Why not just say, see ya? Many letters on the Bible finish with a benediction or a blessing. 2 Cor. 13:14 says, “The grace of the Lord Jesus Christ, and the love of God, and the fellowship of the Holy Spirit, be with you all.” 2 Tim. 4:22 says, “The Lord be with your spirit, grace be with you.” Heb. 13:25 simply says, “Grace be with you all.” The blessing is a nice, tidy way to wrap up a letter. It’s a sign off with some comfort. A closing bit of encouragement.
So if the blessing is a bit of encouragement, the doxology reminds us of the heart and soul of our Christian walk of faith. Other writers have used doxologies instead of benedictions. In Rom. 16:25-27 Paul closes by saying, “Now to Him who is able to establish you according to my gospel and the preaching of Jesus Christ, according to the revelation of the mystery which has been kept secret for long ages past, but now is manifested, and by the Scriptures of the prophets, according to the commandment of the eternal God, has been made known to all the nations, leading to obedience of faith; to the only wise God, through Jesus Christ, be the glory forever. Amen.” In Eph. 3:20-21 he wrote, “Now to Him who is able to do far more abundantly beyond all that we ask or think, according to the power that works within us, to Him be the glory in the church and in Christ Jesus to all generations forever and ever.
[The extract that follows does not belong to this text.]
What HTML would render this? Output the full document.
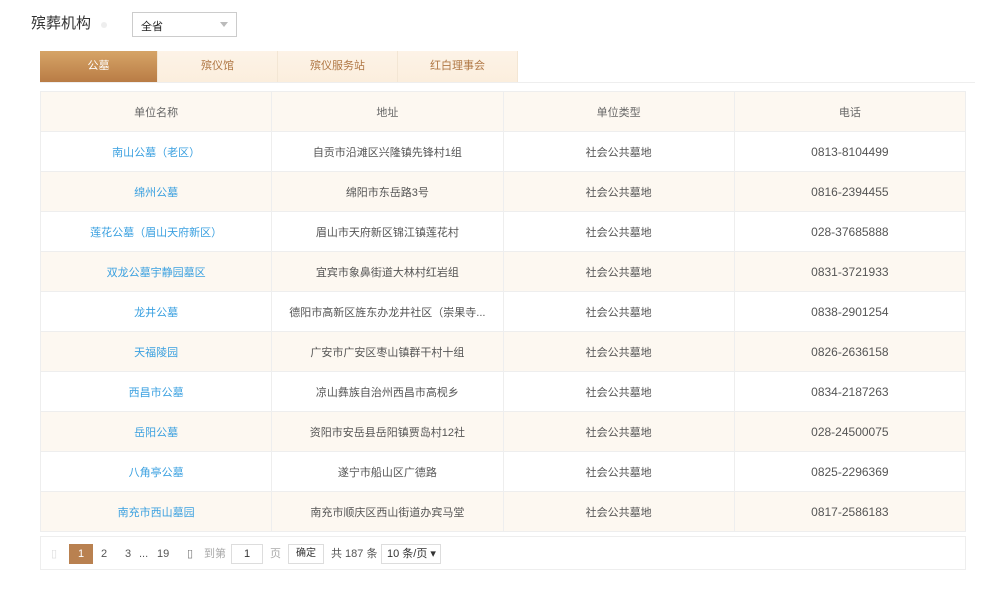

Amen.” Peter closed his second letter by saying, “You therefore, beloved, knowing this beforehand, be on your guard so that you are not carried away by the error of unprincipled men and fall from your own steadfastness, but grow in the grace and knowledge of our Lord and Savior Jesus Christ. To Him be the glory, both now and to the day of eternity. Amen.” (2 Pet. 3:17-18) Jude’s closing follows the same four point pattern as other doxologies. God is the person deserving of the praise. Glory and honor are bestowed on Him. There is no ending to the praise ascribed to God. And finally, there is the traditional amen.
In looking at the first three aspects of the doxology, we see some things that need further evaluation. “Now Him who is able to keep you from stumbling.” This verse is not a contradiction to v. 21. Keep here is a different word than in v. 21, but the idea is the same. God provides what you need to enable you to keep yourself in the love of God. If you’re not remaining in God’s love, it’s not because of God, it’s because of you. Stumbling here does not mean sinlessness as some would argue. Peter used the same word in 2 Pet. 1:10 when he said, “Therefore, brethren, be all the more diligent to make certain about His calling and choosing you; for as long as you practice these things, you will never stumble.” The concept is that if you are a true believer, you will never renounce your faith. You will not walk away like the people in 1 Jo. 1:19. God will provide strength to endure regardless of the circumstances. People rarely question their faith when times are good. But they sometimes wonder where God is when times are other than good. Jude is saying that God enables you to persevere, but it’s not all on Him. That’s the background behind his command to keep yourselves in the love of God. It must be intentional and consistent. Each of us has a responsibility to press on and not neglect or abandon the principles of the faith.
How do you handle creepers? Lovingly confront the issues with Scripture and then deal with it. The whole theme of this letter is to be on your guard against false teaching, to be continuously engaged in the faith. Jude is telling us to fight for the faith, not just sit around and enjoy the blessings and bounty of salvation. No one is called to sit on the sidelines, we’re all supposed to be in the game.Jude goes on to say, “And to make you stand in the presence of His glory blameless with great joy.” This goes along with not stumbling. Since God gives you the power to remain in His love, when the day comes for you to stand in His presence, you will be without blame. This is an eschatological term that refers to the Day of Judgment. We stand before His throne perfect because the only way we can stand there is because of the perfect Lamb of God that was sacrificed on our behalf. Our redemption will be fully realized on that day. “To the only God our Savior, through Jesus Christ our Lord be glory, majesty, dominion and authority, before all time and now and forever.” Notice that God is identified as the Savior. This points to the false doctrine taught by the creepers when they denied Jesus Christ as Master and Lord. God is the Savior through the atonement of Jesus Christ. Glory refers to the splendor, beauty, and honor associated with God. Majesty denotes His greatness and how worthy He is of the honor bestowed upon Him. Dominion and authority are closely related. These indicate the vastness of His hand. His sovereignty and control knows no bounds. The attributes in the closing verse always and always will belong to God. Notice Jude says, “Before all time and now and forever.”
Regardless of what people say or of the claims they make to the contrary, God is God. Nonsensical statements made by Christians and non-Christians does not change who He is. Either He is worth following and serving 24 hours a day or He’s not worth serving at all.